Flawed Dogs is a book by Berkeley Breathed, the Pulitzer-prize-winning creator of the comic strip Opus. I read it yesterday afternoon. (Yes, you can read it in an afternoon -- and it has some really quirky artwork.)
As with the Super Bowl ad I liked, I may get some flak for saying this, but I loved the book. It takes a decidedly twisted view on purebreds versus "flawed dogs," but it's one that equates well with how I feel about dogs.
I will admit that Mr. Breathed either doesn't know all that much about dog shows or doesn't feel a need to portray them accurately (Westminster figures large in the plot), but he gets some of the flavor right. And choosing a show-groomed Poodle as one of the villains of the piece allows him to focus on some of the more over-the-top aspects of dog shows. (Okay - may as well dive completely in. I mean, if dog shows are supposed to determine the best of the breeding stock, then what does how you trim the coat have to do with it? Or crop the ears?
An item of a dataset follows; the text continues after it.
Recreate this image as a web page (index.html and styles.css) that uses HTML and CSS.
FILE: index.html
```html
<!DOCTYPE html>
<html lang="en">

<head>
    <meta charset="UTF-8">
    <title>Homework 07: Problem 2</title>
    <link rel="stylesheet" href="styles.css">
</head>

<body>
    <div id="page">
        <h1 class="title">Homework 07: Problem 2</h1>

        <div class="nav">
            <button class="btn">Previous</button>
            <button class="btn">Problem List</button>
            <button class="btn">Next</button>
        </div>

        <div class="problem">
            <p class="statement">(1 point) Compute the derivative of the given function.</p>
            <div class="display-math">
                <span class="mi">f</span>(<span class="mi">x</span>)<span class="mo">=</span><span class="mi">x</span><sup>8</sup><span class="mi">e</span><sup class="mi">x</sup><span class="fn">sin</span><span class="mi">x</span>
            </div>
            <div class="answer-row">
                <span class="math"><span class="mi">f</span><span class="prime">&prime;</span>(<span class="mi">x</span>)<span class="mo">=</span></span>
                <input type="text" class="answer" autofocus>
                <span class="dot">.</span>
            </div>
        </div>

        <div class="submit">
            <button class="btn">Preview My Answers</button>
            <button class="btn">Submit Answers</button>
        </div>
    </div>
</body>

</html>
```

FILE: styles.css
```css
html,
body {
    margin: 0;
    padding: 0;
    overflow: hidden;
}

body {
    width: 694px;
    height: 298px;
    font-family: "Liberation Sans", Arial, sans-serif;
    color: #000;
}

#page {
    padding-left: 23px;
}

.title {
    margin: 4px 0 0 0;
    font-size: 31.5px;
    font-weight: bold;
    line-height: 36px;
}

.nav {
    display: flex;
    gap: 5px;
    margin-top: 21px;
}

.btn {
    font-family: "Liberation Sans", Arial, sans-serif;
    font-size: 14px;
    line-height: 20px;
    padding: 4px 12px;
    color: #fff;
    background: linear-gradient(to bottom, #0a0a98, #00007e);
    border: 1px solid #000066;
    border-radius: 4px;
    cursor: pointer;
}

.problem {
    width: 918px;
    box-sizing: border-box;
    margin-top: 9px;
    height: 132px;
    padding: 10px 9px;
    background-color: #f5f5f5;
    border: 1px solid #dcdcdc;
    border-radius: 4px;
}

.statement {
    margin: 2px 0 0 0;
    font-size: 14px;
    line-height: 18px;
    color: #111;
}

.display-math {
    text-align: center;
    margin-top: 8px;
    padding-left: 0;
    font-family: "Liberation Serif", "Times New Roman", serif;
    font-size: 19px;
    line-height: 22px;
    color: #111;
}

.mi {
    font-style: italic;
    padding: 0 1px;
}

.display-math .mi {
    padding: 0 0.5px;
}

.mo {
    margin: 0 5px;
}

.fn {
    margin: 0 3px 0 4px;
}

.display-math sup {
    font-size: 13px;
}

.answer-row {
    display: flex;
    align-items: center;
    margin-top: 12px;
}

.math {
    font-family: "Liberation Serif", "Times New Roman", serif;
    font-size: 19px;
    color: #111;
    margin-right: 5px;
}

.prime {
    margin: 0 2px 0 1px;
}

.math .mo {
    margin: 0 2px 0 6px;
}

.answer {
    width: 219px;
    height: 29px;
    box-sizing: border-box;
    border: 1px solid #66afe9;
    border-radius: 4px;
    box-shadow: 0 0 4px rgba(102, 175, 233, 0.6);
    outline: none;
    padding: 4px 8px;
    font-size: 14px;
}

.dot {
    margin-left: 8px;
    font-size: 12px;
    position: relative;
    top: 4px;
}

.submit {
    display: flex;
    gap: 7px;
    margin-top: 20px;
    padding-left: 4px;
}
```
And that's not even getting into the hairspray and chalk!)
Anyway, a Dachshund with the Duuglitz tuft (a mythical sign of Dachshund perfection) is the protagonist, and because of the Poodle and other events, he becomes a "flawed dog." And he leads other flawed dogs in a scheme of revenge that, at the end, turns into an act of redemption.
Anyway, if you aren't too easily offended by some downgrading of the dog fancy, it's a quick and bright and entertaining little book.
Now it's back to Junk Science and my continued dismay at the state of affairs, particularly in the U.S., regarding scientific literacy.